The company's sole and significant strength lies in its balance sheet. As of the latest quarter, Pintel holds a substantial 11.24B KRW in cash and short-term investments, while total debt is minimal at 669M KRW. This results in a very low debt-to-equity ratio of 0.04 and a strong current ratio of 4.54, indicating excellent liquidity and minimal financial leverage. This financial cushion provides the company with time to address its operational issues. However, investors should be cautious, as this strong balance sheet is propping up a business that is currently failing to generate profits or consistent revenue, creating a high-risk investment profile.

Factor Analysis

  • Efficient Cash Flow Generation

    Fail

    The company fails to generate consistent cash, with significant cash burn over the last year only briefly interrupted by one recent positive quarter.

    Pintel's ability to generate cash from its operations is weak and unreliable.
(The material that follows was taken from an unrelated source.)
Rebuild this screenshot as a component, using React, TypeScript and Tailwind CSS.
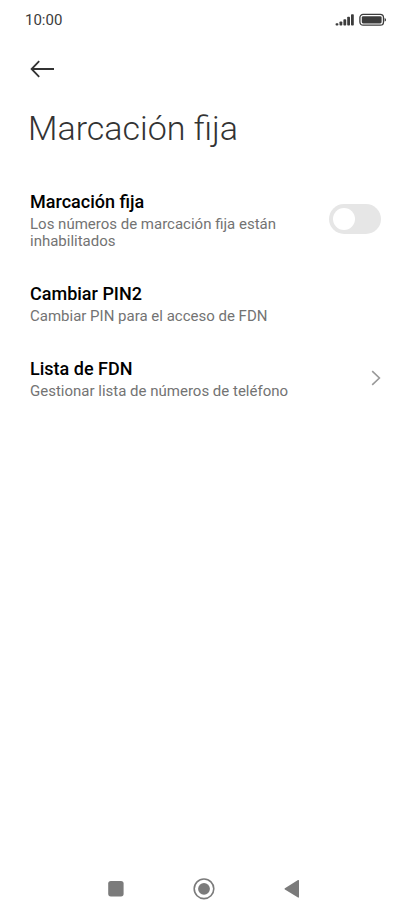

For the full fiscal year 2024, the company had negative operating cash flow of -489.87M KRW and negative free cash flow (FCF) of -542.98M KRW. This poor performance worsened dramatically in Q2 2025, with operating cash flow plummeting to -1.22B KRW and FCF to -1.27B KRW. This equates to an FCF margin of an alarming -735.7%.

    While the most recent quarter (Q3 2025) showed a positive FCF of 161.51M KRW and an FCF margin of 9.59%, this appears to be an anomaly rather than a trend. A single quarter of positive cash flow does not offset the substantial cash burn seen in prior periods. A business that consistently fails to generate cash from its core activities is not self-sustaining and must rely on its existing cash pile or external financing to survive, which is a major risk for investors.

  • Investment in Innovation

    Fail

    The company's investment in R&D is not translating into competitive strength, as evidenced by low gross margins and extremely volatile revenue.

    Pintel's spending on Research and Development (R&D) appears ineffective. For fiscal year 2024, R&D expense was 934.1M KRW, or about 8.8% of revenue. However, this spending has not resulted in a strong product offering, as reflected in the company's weak gross margins, which ranged from 23.56% to 28.42% in recent periods. These margins are significantly below the typical 70%+ benchmark for successful software platform companies, suggesting a lack of pricing power or a high cost of service delivery.

    The ineffectiveness of R&D is further highlighted by the dramatic revenue collapse in Q2 2025, where sales fell 90.95% year-over-year. In that quarter, R&D spending represented a staggering 72.2% of the meager revenue, showcasing an unsustainable cost structure. Innovation should lead to revenue growth and strong margins, but Pintel demonstrates neither.

  • Quality of Recurring Revenue

    Fail

    While specific recurring revenue data is not provided, the extreme volatility in total revenue strongly suggests a low-quality, unpredictable, and project-based sales model.

    Data on recurring revenue, deferred revenue, or remaining performance obligations (RPO) is not available. However, the quality of revenue can be inferred from its stability, and Pintel's is exceptionally unstable. Revenue fell by -16.55% in FY2024, then plunged -90.95% in Q2 2025, before swinging to 20.94% growth in Q3 2025. This level of volatility is inconsistent with a healthy Software-as-a-Service (SaaS) or subscription model, which is built on predictable, recurring revenue streams.

    The erratic sales figures indicate that Pintel likely relies on large, infrequent, or one-time contracts, making its financial future difficult to predict. This lack of visibility is a significant risk for investors, as the company has no stable revenue base to support its ongoing operating expenses. Without a dependable stream of recurring income, the company's financial performance will likely remain erratic and unreliable.

  • Scalable Profitability Model

    Fail

    The company has a fundamentally broken profitability model, with low gross margins and deeply negative operating margins that demonstrate a complete lack of operating leverage.

    Pintel shows no signs of a scalable profitability model. Its gross margins are consistently below 30% (26.65% in the latest quarter), which is very low for a software business and suggests it has little room to cover operating costs. The situation worsens significantly further down the income statement. Operating margins have been deeply negative, recorded at -14.36% for FY2024, a catastrophic -897.89% in Q2 2025, and -25.61% in Q3 2025.

    These figures prove the business model is not scalable; in fact, it incurs massive losses relative to its revenue. A scalable model would show improving margins as revenue grows, but Pintel's expenses far outstrip its gross profit. The consistently large operating losses, such as the -1.55B KRW loss on just 172M KRW of revenue in Q2, confirm the company's cost structure is unsustainable.

  • Strong Balance Sheet

    Pass

    The company's balance sheet is its only significant financial strength, featuring a large cash reserve and minimal debt.

    Pintel maintains an exceptionally strong and liquid balance sheet. As of the latest quarter (Q3 2025), the company held 11.24B KRW in cash and short-term investments. This is substantial compared to its total debt of just 669.23M KRW. This robust net cash position provides a significant financial cushion.

    Key credit ratios confirm this strength. The total debt-to-equity ratio is a negligible 0.04, indicating the company relies almost entirely on equity for funding and carries very little financial risk from leverage. Furthermore, its current ratio of 4.54 shows it has more than four times the current assets needed to cover its short-term liabilities, signifying excellent liquidity. While this financial stability is a clear positive, it currently serves to fund an unprofitable operation.